Prompt: Exclude the pictures and reproduce the remaining data exactly as written.

Source material:
━━━━━━━━━━━━━━━━━━━━━━━━━━━━━━

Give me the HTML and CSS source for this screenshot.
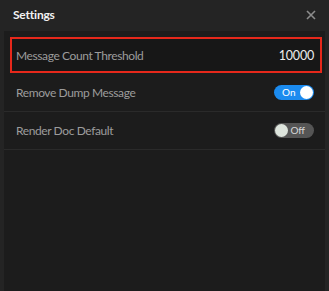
FILE: index.html
```html
<!DOCTYPE html>
<html lang="en">
<head>
    <meta charset="utf-8">
    <link rel="stylesheet" href="styles.css">
</head>
<body>
    <div class="dialog">
        <div class="dialog-header">
            <span class="dialog-title">Settings</span>
            <svg class="close-icon" width="10" height="10" viewBox="0 0 10 10">
                <path d="M1 1 L9 9 M9 1 L1 9" stroke="#8c8c8c" stroke-width="1.6" fill="none"/>
            </svg>
        </div>
        <div class="dialog-body">
            <div class="field-highlight">
                <span class="label">Message Count Threshold</span>
                <span class="value">10000</span>
            </div>
            <div class="setting-row">
                <span class="label">Remove Dump Message</span>
                <div class="toggle on">
                    <span class="toggle-text">On</span>
                    <span class="knob"></span>
                </div>
            </div>
            <div class="setting-row">
                <span class="label">Render Doc Default</span>
                <div class="toggle off">
                    <span class="knob"></span>
                    <span class="toggle-text">Off</span>
                </div>
            </div>
        </div>
    </div>
</body>
</html>
```

FILE: styles.css
```css
body {
    margin: 0;
    padding: 0;
    background-color: #232323;
    font-family: Lato, "Noto Sans", Arial, sans-serif;
}
.dialog {
    width: 329px;
    height: 291px;
    display: flex;
    flex-direction: column;
    background-color: #242424;
}
.dialog-header {
    height: 31px;
    display: flex;
    justify-content: space-between;
    align-items: center;
    padding: 0 13px 0 13px;
}
.dialog-title {
    color: #f2f2f2;
    font-size: 12px;
    font-weight: 700;
    letter-spacing: -0.2px;
    margin-top: -2px;
}
.close-icon {
    margin-top: -2px;
}
.dialog-body {
    flex: 1;
    margin: 0 4px;
    background-color: #1c1c1c;
    padding-top: 6px;
}
.field-highlight {
    height: 32px;
    margin: 0 3px 0 6px;
    border: 2px solid #e6281b;
    background-color: #171717;
    display: flex;
    justify-content: space-between;
    align-items: center;
    padding: 0 6px 0 4px;
}
.label {
    color: #9c9c9c;
    font-size: 12px;
    letter-spacing: -0.4px;
}
.value {
    color: #ececec;
    font-size: 12.5px;
    letter-spacing: -0.2px;
}
.setting-row {
    height: 37px;
    display: flex;
    justify-content: space-between;
    align-items: center;
    padding: 0 11px 0 12px;
    border-bottom: 1px solid #2a2a2a;
}
.field-highlight + .setting-row {
    height: 38px;
}
.toggle {
    width: 40px;
    height: 15px;
    border-radius: 8px;
    display: flex;
    align-items: center;
    box-sizing: border-box;
    padding: 0 1px;
}
.toggle.on {
    background-color: #1b8bef;
    justify-content: space-between;
    padding-left: 8px;
}
.toggle.off {
    background-color: #555555;
    padding-right: 9px;
    justify-content: space-between;
}
.toggle-text {
    color: #ffffff;
    font-size: 10px;
    line-height: 15px;
}
.toggle.off .toggle-text {
    color: #d8d8d8;
}
.knob {
    width: 13px;
    height: 13px;
    border-radius: 50%;
    background-color: #ffffff;
}
.toggle.off .knob {
    background-color: #dde4dc;
}
```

━━━━━━━━━━━━━━━━━━━━━━━━━━━━━━

Output:
Give me the HTML and CSS source for this screenshot.
FILE: index.html
```html
<!DOCTYPE html>
<html lang="en">
<head>
    <meta charset="utf-8">
    <link rel="stylesheet" href="styles.css">
</head>
<body>
    <div class="dialog">
        <div class="dialog-header">
            <span class="dialog-title">Settings</span>
            <svg class="close-icon" width="10" height="10" viewBox="0 0 10 10">
                <path d="M1 1 L9 9 M9 1 L1 9" stroke="#8c8c8c" stroke-width="1.6" fill="none"/>
            </svg>
        </div>
        <div class="dialog-body">
            <div class="field-highlight">
                <span class="label">Message Count Threshold</span>
                <span class="value">10000</span>
            </div>
            <div class="setting-row">
                <span class="label">Remove Dump Message</span>
                <div class="toggle on">
                    <span class="toggle-text">On</span>
                    <span class="knob"></span>
                </div>
            </div>
            <div class="setting-row">
                <span class="label">Render Doc Default</span>
                <div class="toggle off">
                    <span class="knob"></span>
                    <span class="toggle-text">Off</span>
                </div>
            </div>
        </div>
    </div>
</body>
</html>
```

FILE: styles.css
```css
body {
    margin: 0;
    padding: 0;
    background-color: #232323;
    font-family: Lato, "Noto Sans", Arial, sans-serif;
}
.dialog {
    width: 329px;
    height: 291px;
    display: flex;
    flex-direction: column;
    background-color: #242424;
}
.dialog-header {
    height: 31px;
    display: flex;
    justify-content: space-between;
    align-items: center;
    padding: 0 13px 0 13px;
}
.dialog-title {
    color: #f2f2f2;
    font-size: 12px;
    font-weight: 700;
    letter-spacing: -0.2px;
    margin-top: -2px;
}
.close-icon {
    margin-top: -2px;
}
.dialog-body {
    flex: 1;
    margin: 0 4px;
    background-color: #1c1c1c;
    padding-top: 6px;
}
.field-highlight {
    height: 32px;
    margin: 0 3px 0 6px;
    border: 2px solid #e6281b;
    background-color: #171717;
    display: flex;
    justify-content: space-between;
    align-items: center;
    padding: 0 6px 0 4px;
}
.label {
    color: #9c9c9c;
    font-size: 12px;
    letter-spacing: -0.4px;
}
.value {
    color: #ececec;
    font-size: 12.5px;
    letter-spacing: -0.2px;
}
.setting-row {
    height: 37px;
    display: flex;
    justify-content: space-between;
    align-items: center;
    padding: 0 11px 0 12px;
    border-bottom: 1px solid #2a2a2a;
}
.field-highlight + .setting-row {
    height: 38px;
}
.toggle {
    width: 40px;
    height: 15px;
    border-radius: 8px;
    display: flex;
    align-items: center;
    box-sizing: border-box;
    padding: 0 1px;
}
.toggle.on {
    background-color: #1b8bef;
    justify-content: space-between;
    padding-left: 8px;
}
.toggle.off {
    background-color: #555555;
    padding-right: 9px;
    justify-content: space-between;
}
.toggle-text {
    color: #ffffff;
    font-size: 10px;
    line-height: 15px;
}
.toggle.off .toggle-text {
    color: #d8d8d8;
}
.knob {
    width: 13px;
    height: 13px;
    border-radius: 50%;
    background-color: #ffffff;
}
.toggle.off .knob {
    background-color: #dde4dc;
}
```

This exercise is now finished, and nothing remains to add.